▶ Exercise instructions
Below are entries; repeat exactly, and nothing else, the lines from the one holding "Recreate this image" through the one holding "import React from 'react';", inclusive. Leave the pictures out.
** Start of Dataset excerpts **
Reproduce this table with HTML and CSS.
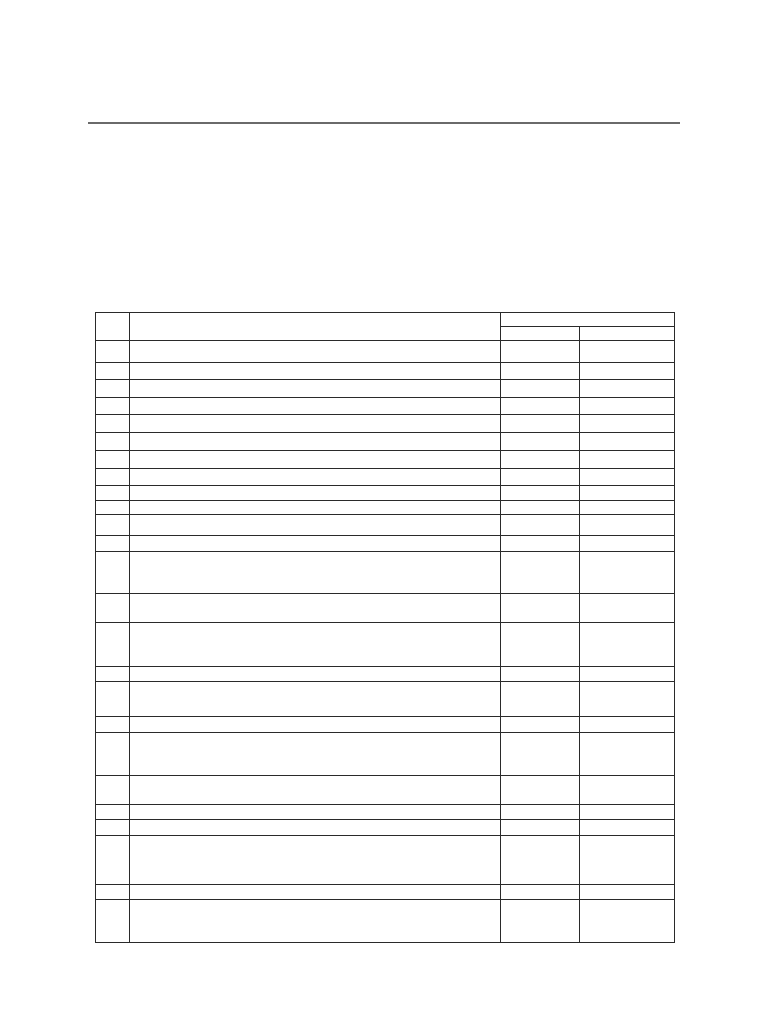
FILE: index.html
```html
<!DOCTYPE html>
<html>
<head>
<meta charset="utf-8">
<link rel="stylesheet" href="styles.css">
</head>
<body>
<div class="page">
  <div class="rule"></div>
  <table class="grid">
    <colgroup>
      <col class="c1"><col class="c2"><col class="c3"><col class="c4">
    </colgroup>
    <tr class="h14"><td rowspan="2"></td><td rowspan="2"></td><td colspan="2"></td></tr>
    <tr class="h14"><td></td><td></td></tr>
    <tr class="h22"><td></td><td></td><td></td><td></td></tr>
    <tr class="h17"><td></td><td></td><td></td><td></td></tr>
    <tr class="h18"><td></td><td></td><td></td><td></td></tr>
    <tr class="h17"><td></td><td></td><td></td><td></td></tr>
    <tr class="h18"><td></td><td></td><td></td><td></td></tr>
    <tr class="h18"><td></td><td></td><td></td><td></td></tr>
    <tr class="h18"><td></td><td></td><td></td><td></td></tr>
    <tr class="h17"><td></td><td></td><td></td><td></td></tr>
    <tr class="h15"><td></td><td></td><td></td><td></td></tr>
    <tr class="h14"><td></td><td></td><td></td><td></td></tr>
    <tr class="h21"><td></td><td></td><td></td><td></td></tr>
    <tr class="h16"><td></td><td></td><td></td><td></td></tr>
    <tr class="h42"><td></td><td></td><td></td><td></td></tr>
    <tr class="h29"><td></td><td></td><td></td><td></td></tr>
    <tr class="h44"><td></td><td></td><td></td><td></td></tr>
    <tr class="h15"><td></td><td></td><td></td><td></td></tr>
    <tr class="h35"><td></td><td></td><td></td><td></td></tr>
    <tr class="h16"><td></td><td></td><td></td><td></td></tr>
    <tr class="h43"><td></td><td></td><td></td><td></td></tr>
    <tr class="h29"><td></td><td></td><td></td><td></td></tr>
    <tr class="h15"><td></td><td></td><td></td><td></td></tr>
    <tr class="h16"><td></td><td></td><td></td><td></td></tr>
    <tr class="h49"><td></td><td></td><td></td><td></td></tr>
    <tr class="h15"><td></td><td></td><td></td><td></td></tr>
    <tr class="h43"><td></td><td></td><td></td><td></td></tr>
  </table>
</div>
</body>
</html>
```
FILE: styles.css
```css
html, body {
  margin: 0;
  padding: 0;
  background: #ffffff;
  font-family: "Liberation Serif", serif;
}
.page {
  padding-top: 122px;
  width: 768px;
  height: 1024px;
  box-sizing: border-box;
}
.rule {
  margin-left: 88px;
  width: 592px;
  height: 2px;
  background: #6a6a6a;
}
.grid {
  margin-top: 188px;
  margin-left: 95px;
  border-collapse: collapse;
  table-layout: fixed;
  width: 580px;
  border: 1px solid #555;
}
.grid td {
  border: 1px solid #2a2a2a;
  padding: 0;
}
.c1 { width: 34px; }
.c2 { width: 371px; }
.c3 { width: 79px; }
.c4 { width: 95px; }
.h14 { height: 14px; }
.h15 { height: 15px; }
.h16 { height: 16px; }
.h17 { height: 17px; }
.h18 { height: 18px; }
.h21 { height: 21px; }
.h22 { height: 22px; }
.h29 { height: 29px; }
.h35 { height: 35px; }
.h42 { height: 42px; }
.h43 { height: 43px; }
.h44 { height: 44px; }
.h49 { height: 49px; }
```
** End of Dataset excerpts **
** Start of Dataset excerpts **
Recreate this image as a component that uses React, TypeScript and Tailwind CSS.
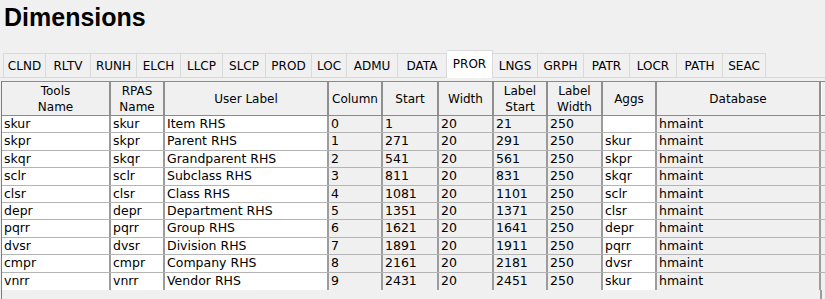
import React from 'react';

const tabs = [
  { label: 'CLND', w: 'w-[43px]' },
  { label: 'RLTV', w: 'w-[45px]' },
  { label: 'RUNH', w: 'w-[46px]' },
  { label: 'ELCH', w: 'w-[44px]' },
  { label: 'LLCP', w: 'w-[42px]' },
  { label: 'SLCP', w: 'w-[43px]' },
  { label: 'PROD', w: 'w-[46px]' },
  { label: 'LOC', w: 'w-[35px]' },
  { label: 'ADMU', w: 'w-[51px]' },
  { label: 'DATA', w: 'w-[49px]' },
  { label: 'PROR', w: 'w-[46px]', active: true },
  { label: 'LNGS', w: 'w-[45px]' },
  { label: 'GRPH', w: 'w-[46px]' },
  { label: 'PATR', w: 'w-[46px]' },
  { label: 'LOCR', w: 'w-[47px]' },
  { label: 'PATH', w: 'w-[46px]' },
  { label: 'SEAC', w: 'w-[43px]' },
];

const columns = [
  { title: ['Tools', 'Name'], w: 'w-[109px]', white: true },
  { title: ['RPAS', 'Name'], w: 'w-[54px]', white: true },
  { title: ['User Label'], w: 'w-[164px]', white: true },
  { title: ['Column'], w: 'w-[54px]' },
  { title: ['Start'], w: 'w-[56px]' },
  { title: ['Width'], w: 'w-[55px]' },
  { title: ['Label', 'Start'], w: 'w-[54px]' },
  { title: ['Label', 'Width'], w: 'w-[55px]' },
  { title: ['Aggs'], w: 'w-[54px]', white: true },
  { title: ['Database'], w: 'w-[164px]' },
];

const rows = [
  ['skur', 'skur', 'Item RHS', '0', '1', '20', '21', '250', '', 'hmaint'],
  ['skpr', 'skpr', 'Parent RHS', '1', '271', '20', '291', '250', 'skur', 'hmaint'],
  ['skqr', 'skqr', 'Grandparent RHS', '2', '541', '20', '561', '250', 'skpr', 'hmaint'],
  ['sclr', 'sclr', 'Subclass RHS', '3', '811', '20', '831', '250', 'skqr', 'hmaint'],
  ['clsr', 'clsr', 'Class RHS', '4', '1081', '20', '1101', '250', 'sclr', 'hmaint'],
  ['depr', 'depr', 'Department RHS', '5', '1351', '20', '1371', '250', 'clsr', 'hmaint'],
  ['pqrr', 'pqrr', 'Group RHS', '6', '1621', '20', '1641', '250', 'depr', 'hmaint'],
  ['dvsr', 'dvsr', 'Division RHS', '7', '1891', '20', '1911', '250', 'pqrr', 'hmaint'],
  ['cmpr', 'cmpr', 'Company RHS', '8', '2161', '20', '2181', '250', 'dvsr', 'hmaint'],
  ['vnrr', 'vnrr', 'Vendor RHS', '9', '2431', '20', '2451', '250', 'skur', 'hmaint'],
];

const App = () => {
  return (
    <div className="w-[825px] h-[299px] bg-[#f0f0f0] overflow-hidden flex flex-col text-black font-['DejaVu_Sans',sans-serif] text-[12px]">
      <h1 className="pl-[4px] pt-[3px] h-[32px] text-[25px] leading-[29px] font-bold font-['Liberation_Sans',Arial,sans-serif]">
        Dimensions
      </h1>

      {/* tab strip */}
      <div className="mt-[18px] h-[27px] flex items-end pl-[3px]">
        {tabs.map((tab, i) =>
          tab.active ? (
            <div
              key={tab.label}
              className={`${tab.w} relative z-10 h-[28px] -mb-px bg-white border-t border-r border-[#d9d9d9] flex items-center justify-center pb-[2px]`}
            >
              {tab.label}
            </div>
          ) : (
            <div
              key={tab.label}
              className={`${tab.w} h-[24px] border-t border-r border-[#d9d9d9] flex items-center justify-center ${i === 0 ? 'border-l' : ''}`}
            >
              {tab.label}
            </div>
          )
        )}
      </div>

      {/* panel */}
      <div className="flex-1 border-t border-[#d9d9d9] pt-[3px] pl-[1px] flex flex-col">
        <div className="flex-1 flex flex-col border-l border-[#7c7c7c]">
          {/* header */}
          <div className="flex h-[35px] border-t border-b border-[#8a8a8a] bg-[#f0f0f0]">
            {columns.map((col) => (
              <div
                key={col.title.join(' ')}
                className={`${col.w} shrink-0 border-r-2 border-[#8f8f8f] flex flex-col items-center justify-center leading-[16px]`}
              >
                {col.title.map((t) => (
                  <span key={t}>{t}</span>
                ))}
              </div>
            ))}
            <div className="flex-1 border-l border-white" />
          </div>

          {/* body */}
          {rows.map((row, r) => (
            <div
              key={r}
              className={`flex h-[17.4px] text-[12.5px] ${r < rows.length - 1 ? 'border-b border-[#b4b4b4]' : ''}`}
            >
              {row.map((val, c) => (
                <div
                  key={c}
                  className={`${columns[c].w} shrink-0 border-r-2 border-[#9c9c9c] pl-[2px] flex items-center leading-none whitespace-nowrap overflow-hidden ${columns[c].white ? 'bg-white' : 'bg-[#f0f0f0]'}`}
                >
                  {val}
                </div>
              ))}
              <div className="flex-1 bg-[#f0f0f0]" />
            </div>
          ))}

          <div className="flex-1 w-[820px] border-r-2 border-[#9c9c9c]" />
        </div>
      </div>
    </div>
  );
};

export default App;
** End of Dataset excerpts **
** Start of Dataset excerpts **
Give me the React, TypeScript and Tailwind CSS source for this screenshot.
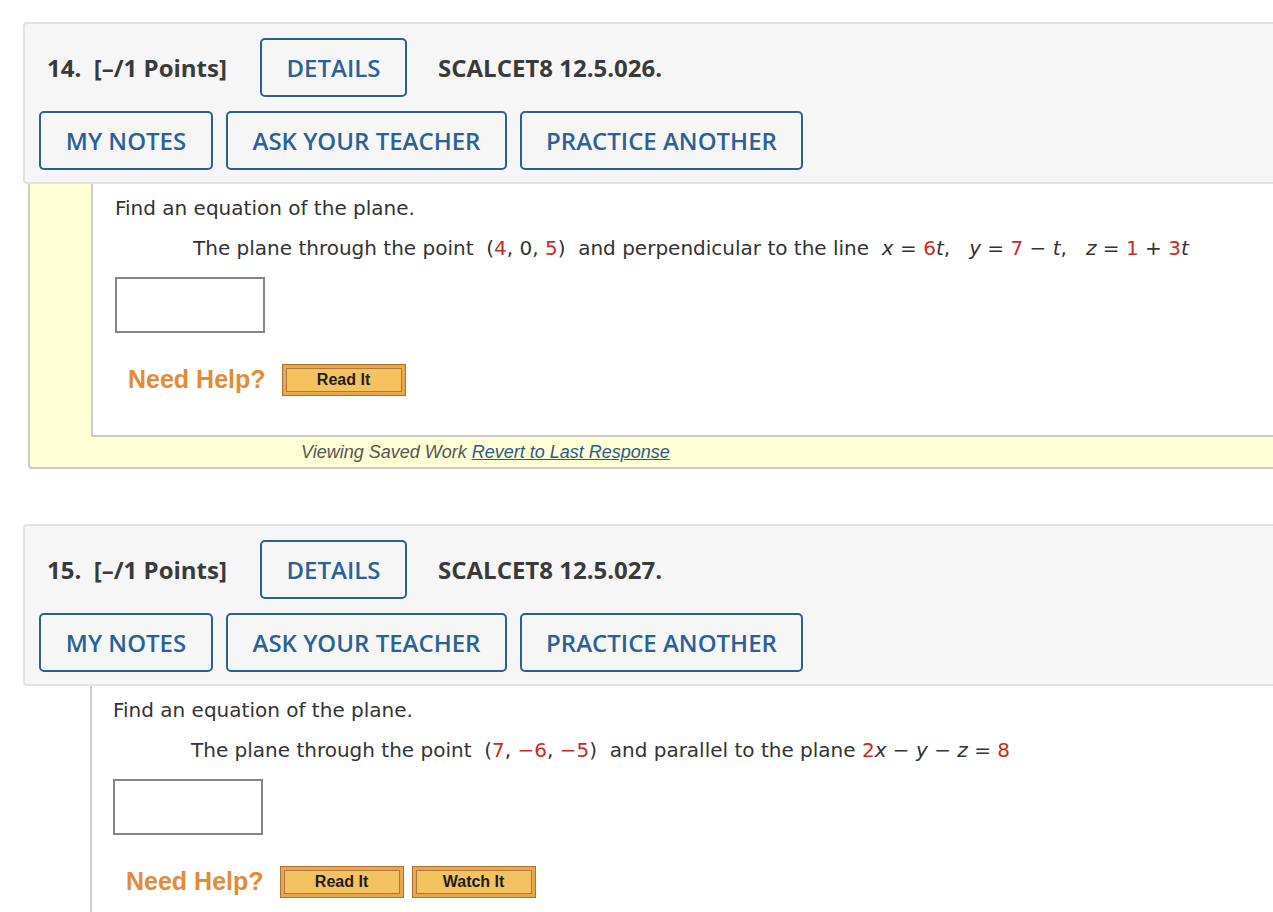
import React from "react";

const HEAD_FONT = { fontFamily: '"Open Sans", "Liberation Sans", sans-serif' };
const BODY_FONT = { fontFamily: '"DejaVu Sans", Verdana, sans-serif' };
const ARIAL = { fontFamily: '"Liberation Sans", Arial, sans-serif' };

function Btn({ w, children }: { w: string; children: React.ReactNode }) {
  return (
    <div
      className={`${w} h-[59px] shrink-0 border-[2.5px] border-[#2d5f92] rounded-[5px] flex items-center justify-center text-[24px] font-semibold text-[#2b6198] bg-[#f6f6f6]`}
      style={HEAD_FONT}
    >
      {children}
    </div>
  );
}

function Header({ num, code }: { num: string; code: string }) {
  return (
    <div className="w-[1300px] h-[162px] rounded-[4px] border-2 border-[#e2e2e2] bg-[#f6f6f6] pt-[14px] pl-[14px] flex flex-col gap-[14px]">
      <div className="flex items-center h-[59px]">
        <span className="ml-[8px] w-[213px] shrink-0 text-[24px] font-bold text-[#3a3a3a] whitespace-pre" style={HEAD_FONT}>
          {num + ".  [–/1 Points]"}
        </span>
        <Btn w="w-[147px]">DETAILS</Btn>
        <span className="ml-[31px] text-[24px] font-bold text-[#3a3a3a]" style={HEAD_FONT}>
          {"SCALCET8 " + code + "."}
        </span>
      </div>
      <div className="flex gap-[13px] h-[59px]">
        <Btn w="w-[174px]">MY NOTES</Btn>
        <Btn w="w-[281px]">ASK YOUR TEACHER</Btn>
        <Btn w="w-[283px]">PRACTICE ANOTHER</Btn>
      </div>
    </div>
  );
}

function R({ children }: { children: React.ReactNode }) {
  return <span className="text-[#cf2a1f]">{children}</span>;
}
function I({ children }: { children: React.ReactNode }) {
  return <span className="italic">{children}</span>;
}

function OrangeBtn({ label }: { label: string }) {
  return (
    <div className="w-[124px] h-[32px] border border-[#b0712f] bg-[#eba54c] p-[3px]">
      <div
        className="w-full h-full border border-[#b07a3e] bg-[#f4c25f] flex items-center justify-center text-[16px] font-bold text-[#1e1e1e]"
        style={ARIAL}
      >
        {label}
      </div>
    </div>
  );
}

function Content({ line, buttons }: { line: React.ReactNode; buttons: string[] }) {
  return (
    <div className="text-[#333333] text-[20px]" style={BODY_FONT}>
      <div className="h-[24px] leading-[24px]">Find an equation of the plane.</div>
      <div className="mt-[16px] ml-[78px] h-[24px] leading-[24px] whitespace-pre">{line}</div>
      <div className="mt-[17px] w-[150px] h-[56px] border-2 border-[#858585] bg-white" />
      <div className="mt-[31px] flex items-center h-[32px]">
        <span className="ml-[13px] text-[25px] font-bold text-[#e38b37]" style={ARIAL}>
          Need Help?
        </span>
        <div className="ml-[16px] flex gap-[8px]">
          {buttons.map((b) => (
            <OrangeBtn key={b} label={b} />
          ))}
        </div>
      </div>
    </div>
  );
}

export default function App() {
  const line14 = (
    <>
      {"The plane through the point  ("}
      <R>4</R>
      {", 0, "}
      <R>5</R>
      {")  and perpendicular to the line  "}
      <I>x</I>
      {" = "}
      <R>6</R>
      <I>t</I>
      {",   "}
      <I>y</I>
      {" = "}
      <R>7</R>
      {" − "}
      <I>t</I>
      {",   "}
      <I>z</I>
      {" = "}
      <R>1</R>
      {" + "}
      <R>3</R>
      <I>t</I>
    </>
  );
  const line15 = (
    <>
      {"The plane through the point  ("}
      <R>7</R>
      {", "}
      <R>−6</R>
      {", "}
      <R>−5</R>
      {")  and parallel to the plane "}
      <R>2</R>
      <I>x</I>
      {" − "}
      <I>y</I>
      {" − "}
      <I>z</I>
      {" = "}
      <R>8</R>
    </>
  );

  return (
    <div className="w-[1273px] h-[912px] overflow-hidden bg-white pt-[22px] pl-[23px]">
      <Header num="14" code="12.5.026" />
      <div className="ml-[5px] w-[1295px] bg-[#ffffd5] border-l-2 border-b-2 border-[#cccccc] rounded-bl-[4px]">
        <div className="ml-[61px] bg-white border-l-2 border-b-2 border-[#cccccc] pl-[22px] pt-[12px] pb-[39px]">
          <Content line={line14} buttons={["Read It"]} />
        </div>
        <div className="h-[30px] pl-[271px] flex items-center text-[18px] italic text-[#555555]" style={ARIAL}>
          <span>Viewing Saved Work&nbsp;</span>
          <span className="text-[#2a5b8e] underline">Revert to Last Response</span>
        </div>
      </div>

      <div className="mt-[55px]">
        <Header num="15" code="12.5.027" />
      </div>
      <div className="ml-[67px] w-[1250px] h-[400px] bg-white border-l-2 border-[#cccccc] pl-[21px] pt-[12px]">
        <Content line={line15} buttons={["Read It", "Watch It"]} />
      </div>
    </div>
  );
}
** End of Dataset excerpts **
▶ Finished exercise
Recreate this image as a component that uses React, TypeScript and Tailwind CSS.
import React from 'react';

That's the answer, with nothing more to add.